Answer: $\frac{\sqrt{6}}{3}$

Explain
This is a question about derivatives of functions that are "nested" inside each other, using something called the chain rule. It's like figuring out how fast something changes when it's a super fancy formula!

First, we need to find the "change" formula for our function, which is called the derivative. Our function is like an onion with layers:
1. The outermost layer is $\cot^{-1}(\text{stuff})$.
2. Inside that, we have $\sqrt{\text{blob}}$.
3. Then, $\cos(\text{thingy})$.
4. And finally, $2x$.

We have special rules for finding the "change" (derivative) of each of these layers:
* The change of $\cot^{-1}(u)$ is $-\frac{1}{1+u^2}$ multiplied by the change of $u$.
* The change of $\sqrt{v}$ is $\frac{1}{2\sqrt{v}}$ multiplied by the change of $v$.
* The change of $\cos(w)$ is $-\sin(w)$ multiplied by the change of $w$.
* The change of $2x$ is just $2$.

We use the "chain rule" to combine these changes.

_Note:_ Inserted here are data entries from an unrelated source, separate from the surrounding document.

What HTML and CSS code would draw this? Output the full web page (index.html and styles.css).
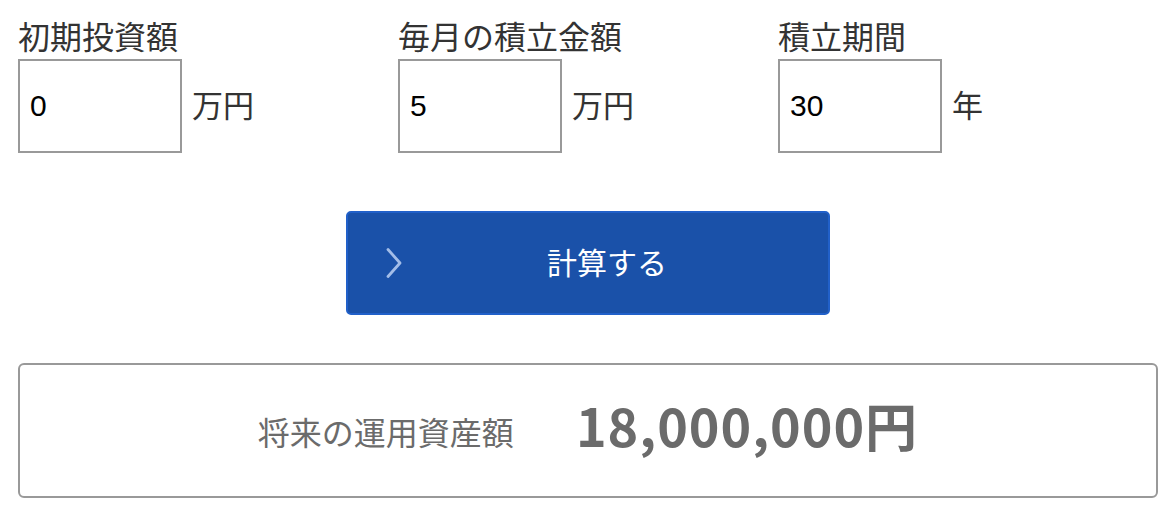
FILE: index.html
```html
<!DOCTYPE html>
<html lang="ja">
<head>
<meta charset="utf-8">
<link rel="stylesheet" href="styles.css">
</head>
<body>
<div class="page">
  <div class="fields">
    <div class="field">
      <div class="label">初期投資額</div>
      <div class="row">
        <input class="box" type="text" value="0">
        <span class="unit">万円</span>
      </div>
    </div>
    <div class="field">
      <div class="label">毎月の積立金額</div>
      <div class="row">
        <input class="box" type="text" value="5">
        <span class="unit">万円</span>
      </div>
    </div>
    <div class="field">
      <div class="label">積立期間</div>
      <div class="row">
        <input class="box" type="text" value="30">
        <span class="unit">年</span>
      </div>
    </div>
  </div>
  <div class="actions">
    <button class="calc" type="button">
      <svg class="chev" width="18" height="32" viewBox="0 0 18 32"><path d="M3 2.5 L15 16 L3 29.5" fill="none" stroke="#a3bde8" stroke-width="2.8" stroke-linecap="round" stroke-linejoin="round"/></svg>
      <span class="calc-text">計算する</span>
    </button>
  </div>
  <div class="result">
    <span class="result-label">将来の運用資産額</span>
    <span class="result-value">18,000,000円</span>
  </div>
</div>
</body>
</html>
```
FILE: styles.css
```css
* { box-sizing: border-box; }
html, body { margin: 0; padding: 0; background: #fff; }
body {
  font-family: "Noto Sans CJK JP", "Noto Sans", sans-serif;
  color: #333;
}
.page {
  width: 1168px;
  padding: 11px 10px 0 18px;
}
.fields {
  display: grid;
  grid-template-columns: 380px 380px 380px;
}
.label {
  font-size: 32px;
  line-height: 48px;
  color: #333;
}
.row {
  display: flex;
  align-items: center;
  height: 94px;
}
.box {
  width: 164px;
  height: 94px;
  border: 2px solid #999;
  border-radius: 0;
  padding: 0 0 0 10px;
  margin: 0;
  font-family: "Liberation Sans", Arial, sans-serif;
  font-size: 30px;
  color: #000;
  background: #fff;
  outline: none;
}
.unit {
  margin-left: 10px;
  font-size: 31px;
  line-height: 1;
  color: #333;
  padding-bottom: 6px;
}
.actions {
  display: flex;
  justify-content: center;
  margin-top: 58px;
}
.calc {
  position: relative;
  width: 484px;
  height: 104px;
  margin: 0;
  background: #1a51a9;
  border: 2px solid #2160c9;
  border-radius: 5px;
  color: #fff;
  font-family: "Noto Sans CJK JP", sans-serif;
  font-size: 30px;
  padding: 0 0 4px 38px;
  display: flex;
  align-items: center;
  justify-content: center;
  cursor: pointer;
}
.chev {
  position: absolute;
  left: 37px;
  top: 34px;
}
.result {
  margin-top: 48px;
  width: 1140px;
  height: 135px;
  border: 2px solid #999;
  border-radius: 6px;
  display: flex;
  align-items: center;
  justify-content: center;
  gap: 62px;
  color: #6b6b6b;
}
.result-label {
  font-size: 32px;
  color: #6b6b6b;
}
.result-value {
  font-size: 52px;
  font-weight: 600;
  line-height: 1.2;
  padding-bottom: 10px;
  color: #6b6b6b;
  letter-spacing: 1px;
}
```
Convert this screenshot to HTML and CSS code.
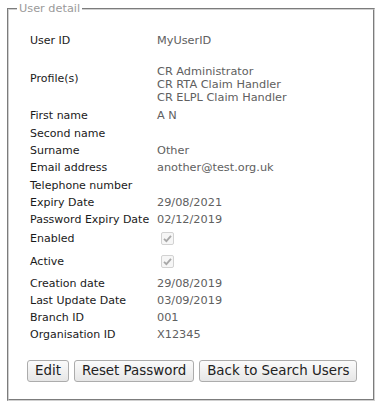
FILE: index.html
```html
<!DOCTYPE html>
<html>
<head>
<meta charset="utf-8">
<link rel="stylesheet" href="styles.css">
</head>
<body>
<fieldset class="panel">
  <legend class="panel-title">User detail</legend>
  <table class="details">
    <tr><td class="lbl">User ID</td><td class="val">MyUserID</td></tr>
    <tr class="profiles"><td class="lbl">Profile(s)</td><td class="val list">CR Administrator<br>CR RTA Claim Handler<br>CR ELPL Claim Handler</td></tr>
    <tr><td class="lbl">First name</td><td class="val">A N</td></tr>
    <tr><td class="lbl">Second name</td><td class="val"></td></tr>
    <tr><td class="lbl">Surname</td><td class="val">Other</td></tr>
    <tr><td class="lbl">Email address</td><td class="val">another@test.org.uk</td></tr>
    <tr><td class="lbl">Telephone number</td><td class="val"></td></tr>
    <tr><td class="lbl">Expiry Date</td><td class="val">29/08/2021</td></tr>
    <tr><td class="lbl">Password Expiry Date</td><td class="val">02/12/2019</td></tr>
    <tr class="chk-row"><td class="lbl">Enabled</td><td class="val"><span class="chk"><svg viewBox="0 0 13 13" width="13" height="13"><path d="M3 6.8 L5.4 9.2 L10 3.8" fill="none" stroke="#a8a8a8" stroke-width="1.8"/></svg></span></td></tr>
    <tr class="chk-row tall"><td class="lbl">Active</td><td class="val"><span class="chk"><svg viewBox="0 0 13 13" width="13" height="13"><path d="M3 6.8 L5.4 9.2 L10 3.8" fill="none" stroke="#a8a8a8" stroke-width="1.8"/></svg></span></td></tr>
    <tr><td class="lbl">Creation date</td><td class="val">29/08/2019</td></tr>
    <tr><td class="lbl">Last Update Date</td><td class="val">03/09/2019</td></tr>
    <tr><td class="lbl">Branch ID</td><td class="val">001</td></tr>
    <tr><td class="lbl">Organisation ID</td><td class="val">X12345</td></tr>
  </table>
  <div class="actions">
    <button class="btn">Edit</button>
    <button class="btn">Reset Password</button>
    <button class="btn">Back to Search Users</button>
  </div>
</fieldset>
</body>
</html>
```
FILE: styles.css
```css
html, body {
  margin: 0;
  padding: 0;
  background: #fff;
}
body {
  font-family: "DejaVu Sans", Verdana, sans-serif;
}
.panel {
  margin: 2px 0 0 7px;
  width: 368px;
  height: 399px;
  box-sizing: border-box;
  padding: 0;
  border: 2px groove #d0d0d0;
}
.panel-title {
  margin-left: 8px;
  padding: 0 2px;
  font-size: 11.3px;
  line-height: 14px;
  color: #9a9a9a;
}
.details {
  border-collapse: collapse;
  margin: 16px 0 0 21px;
}
.details td {
  padding: 0;
  height: 17.3px;
  line-height: 17px;
  vertical-align: middle;
}
.lbl {
  width: 127px;
  font-size: 11px;
  color: #1a1a1a;
  white-space: nowrap;
}
.val {
  font-size: 11.3px;
  color: #606060;
}
.details .profiles td {
  height: 58px;
}
.details .val.list {
  box-sizing: border-box;
  padding: 16px 0 3px;
  line-height: 13px;
}
.details .chk-row td {
  height: 21px;
}
.details .chk-row.tall td {
  height: 25px;
}
.chk {
  display: block;
  width: 11px;
  height: 11px;
  margin-left: 4px;
  border: 1px solid #d2d2d2;
  border-radius: 2px;
  background: #f6f6f6;
  position: relative;
}
.chk svg {
  position: absolute;
  left: -1px;
  top: -1px;
}
.actions {
  display: flex;
  gap: 5px;
  margin: 16px 0 0 18px;
}
.btn {
  height: 22px;
  padding: 0 7px;
  font-family: "DejaVu Sans", Verdana, sans-serif;
  font-size: 13.4px;
  color: #222;
  background: linear-gradient(#fbfbfb, #e6e6e6);
  border: 1px solid #acacac;
  border-radius: 3px;
}
```
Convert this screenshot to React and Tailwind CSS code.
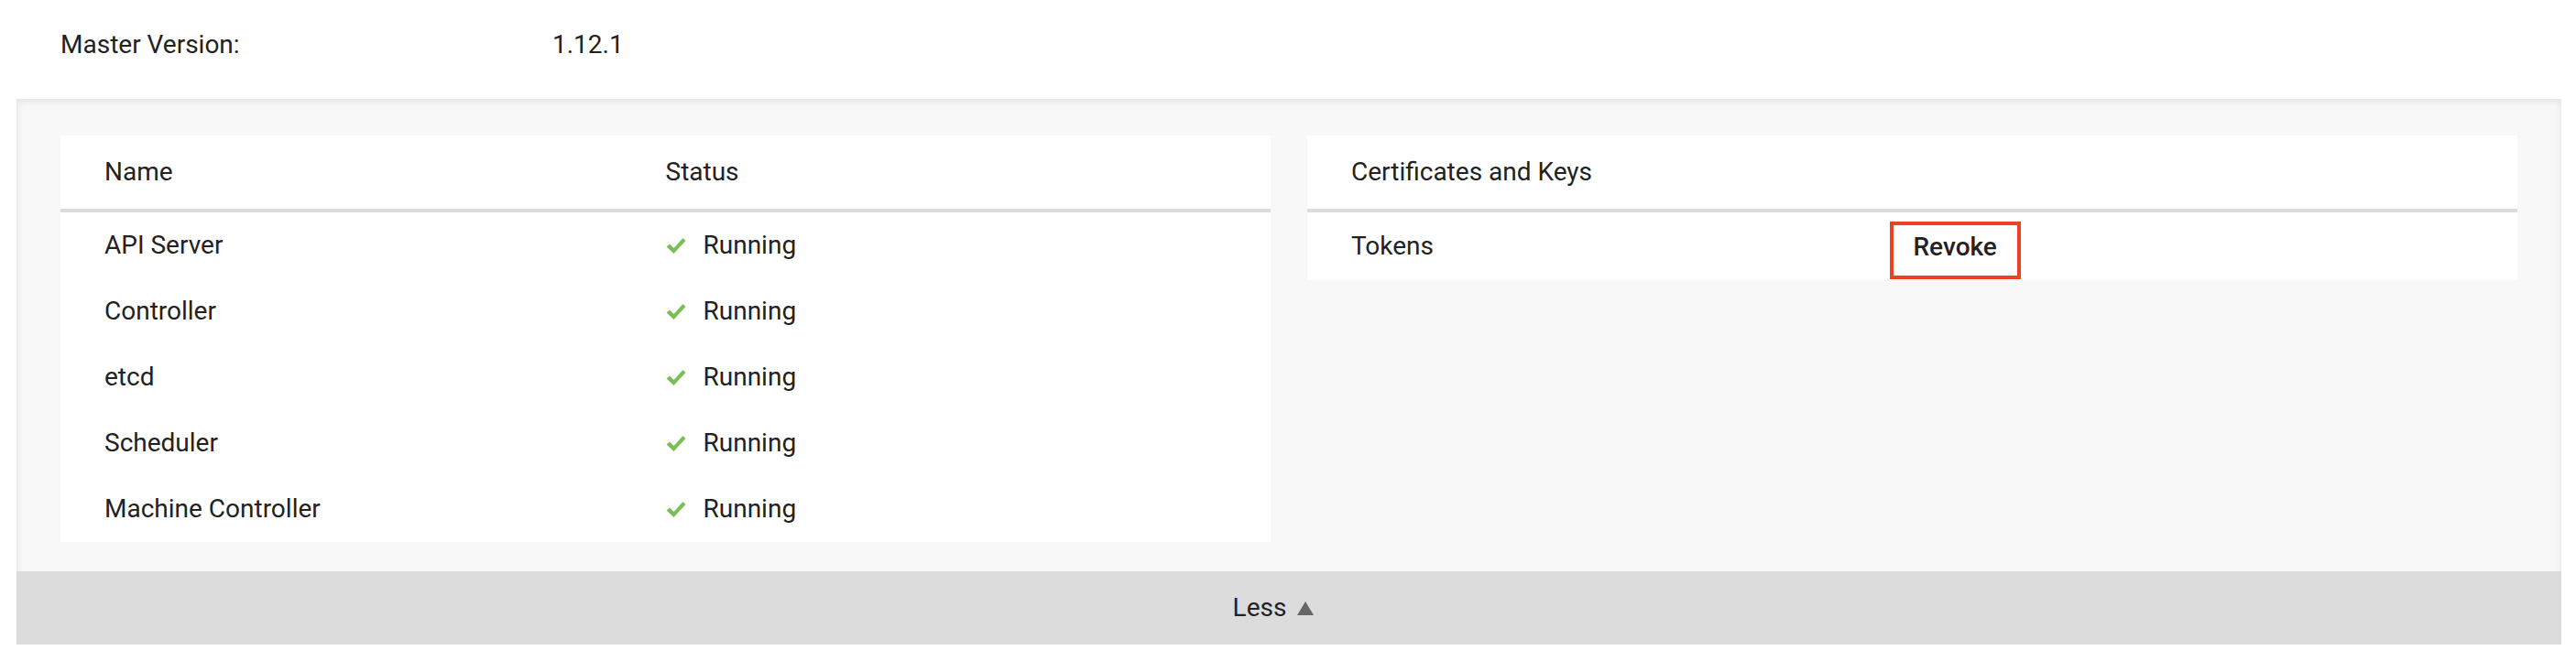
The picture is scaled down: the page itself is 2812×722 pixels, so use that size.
const components = ["API Server", "Controller", "etcd", "Scheduler", "Machine Controller"];

function Check() {
  return (
    <svg width="22" height="19" viewBox="0 0 22 19" className="shrink-0">
      <path d="M0.5 10.5 L4 7.5 L8.5 12 L18.5 1 L21.5 4 L8.5 18 Z" fill="#7cbd54" />
    </svg>
  );
}

function Caret() {
  return (
    <svg width="18" height="15" viewBox="0 0 18 15" className="ml-[12px]">
      <polygon points="9,0 18,15 0,15" fill="#666666" />
    </svg>
  );
}

function StatusCard() {
  return (
    <div className="flex-1 bg-white">
      <div className="grid h-[84px] grid-cols-2 items-center border-b-4 border-[#dcdcdc] px-[48px] leading-[32px]">
        <span>Name</span>
        <span>Status</span>
      </div>
      {components.map((name) => (
        <div key={name} className="grid h-[72px] grid-cols-2 items-center px-[48px] leading-[32px]">
          <span>{name}</span>
          <span className="flex items-center gap-[19px]">
            <Check />
            Running
          </span>
        </div>
      ))}
    </div>
  );
}

function KeysCard() {
  return (
    <div className="flex-1 bg-white">
      <div className="flex h-[84px] items-center border-b-4 border-[#dcdcdc] px-[48px] leading-[32px]">
        Certificates and Keys
      </div>
      <div className="grid h-[74px] grid-cols-2 items-center px-[48px] leading-[32px]">
        <span>Tokens</span>
        <div>
          <button className="-ml-[25px] mt-[8px] flex h-[63px] w-[143px] items-center border-4 border-[#ee4123] pb-[6px] pl-[22px] font-medium text-[#222]">
            Revoke
          </button>
        </div>
      </div>
    </div>
  );
}

export default function App() {
  return (
    <div className="h-[722px] w-[2812px] bg-white font-['Roboto',sans-serif] text-[28px] text-[#222]">
      <div className="flex h-[108px] items-start pl-[66px] pt-[33px] leading-[32px]">
        <span className="w-[537px]">Master Version:</span>
        <span>1.12.1</span>
      </div>
      <div className="ml-[18px] mr-[16px] bg-[#f8f8f8] shadow-[inset_0_3px_8px_rgba(0,0,0,0.09)]">
        <div className="flex items-start gap-[40px] px-[48px] pb-[32px] pt-[40px]">
          <StatusCard />
          <KeysCard />
        </div>
        <div className="flex h-[80px] items-center justify-center bg-[#dcdcdc] pr-[34px] leading-[32px]">
          <span>Less</span>
          <Caret />
        </div>
      </div>
    </div>
  );
}
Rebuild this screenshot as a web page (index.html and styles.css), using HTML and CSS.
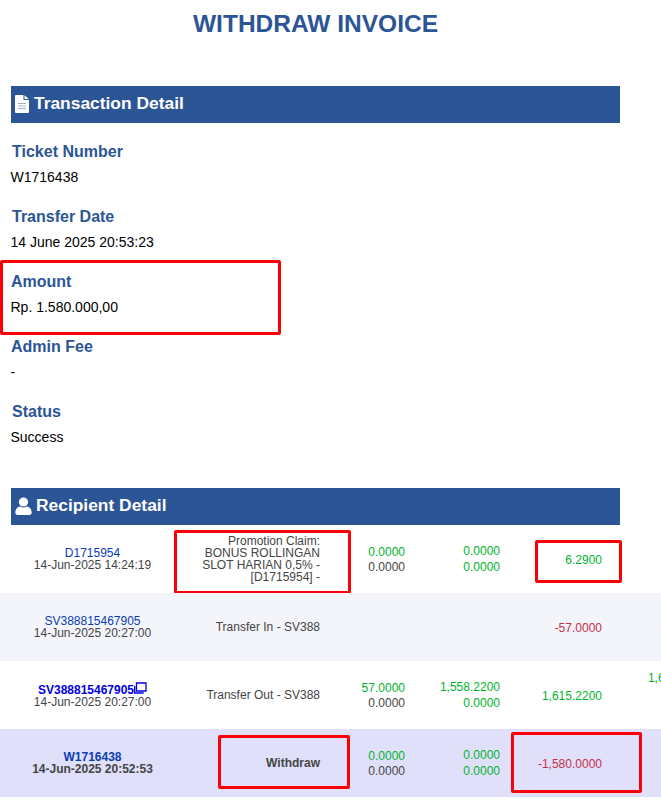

It means we find the change of each layer, and then multiply them all together!

Let's apply these rules step-by-step:
1. The outermost part, $\cot^{-1}(\sqrt{\cos 2x})$: Its change is $-\frac{1}{1+(\sqrt{\cos 2x})^2} \cdot (\text{change of } \sqrt{\cos 2x})$.
This simplifies to $-\frac{1}{1+\cos 2x} \cdot (\text{change of } \sqrt{\cos 2x})$.

2. Next, the $\sqrt{\cos 2x}$ part: Its change is $\frac{1}{2\sqrt{\cos 2x}} \cdot (\text{change of } \cos 2x)$.

3. Then, the $\cos 2x$ part: Its change is $-\sin(2x) \cdot (\text{change of } 2x)$.

4. Finally, the $2x$ part: Its change is $2$.

Now, we multiply all these changes together:
$\left(-\frac{1}{1+\cos 2x}\right) \cdot \left(\frac{1}{2\sqrt{\cos 2x}}\right) \cdot (-\sin 2x) \cdot (2)$

Let's clean this up! The two minus signs multiply to make a plus sign, and the $2$ in the numerator cancels with the $2$ in the denominator:
$\text{Derivative} = \frac{\sin 2x}{(1+\cos 2x)\sqrt{\cos 2x}}$

Now, the problem wants to know this "change" at a specific spot: $x = \frac{\pi}{6}$.
First, let's find $2x$: $2 \cdot \frac{\pi}{6} = \frac{\pi}{3}$.

Next, we remember our special angles for trigonometry:
* $\sin(\frac{\pi}{3}) = \frac{\sqrt{3}}{2}$
* $\cos(\frac{\pi}{3}) = \frac{1}{2}$

Let's put these numbers into our cleaned-up change formula:
$\frac{\frac{\sqrt{3}}{2}}{(1+\frac{1}{2})\sqrt{\frac{1}{2}}}$

Now we do the fraction math:
The bottom part is $(1 + \frac{1}{2})\sqrt{\frac{1}{2}} = (\frac{3}{2})\frac{1}{\sqrt{2}} = \frac{3}{2\sqrt{2}}$.

So, we have $\frac{\frac{\sqrt{3}}{2}}{\frac{3}{2\sqrt{2}}}$.
To divide fractions, we flip the bottom one and multiply:
$\frac{\sqrt{3}}{2} \cdot \frac{2\sqrt{2}}{3}$

The $2$'s cancel out:
$\frac{\sqrt{3}\sqrt{2}}{3} = \frac{\sqrt{6}}{3}$

So, at $x = \frac{\pi}{6}$, the rate of change is $\frac{\sqrt{6}}{3}$!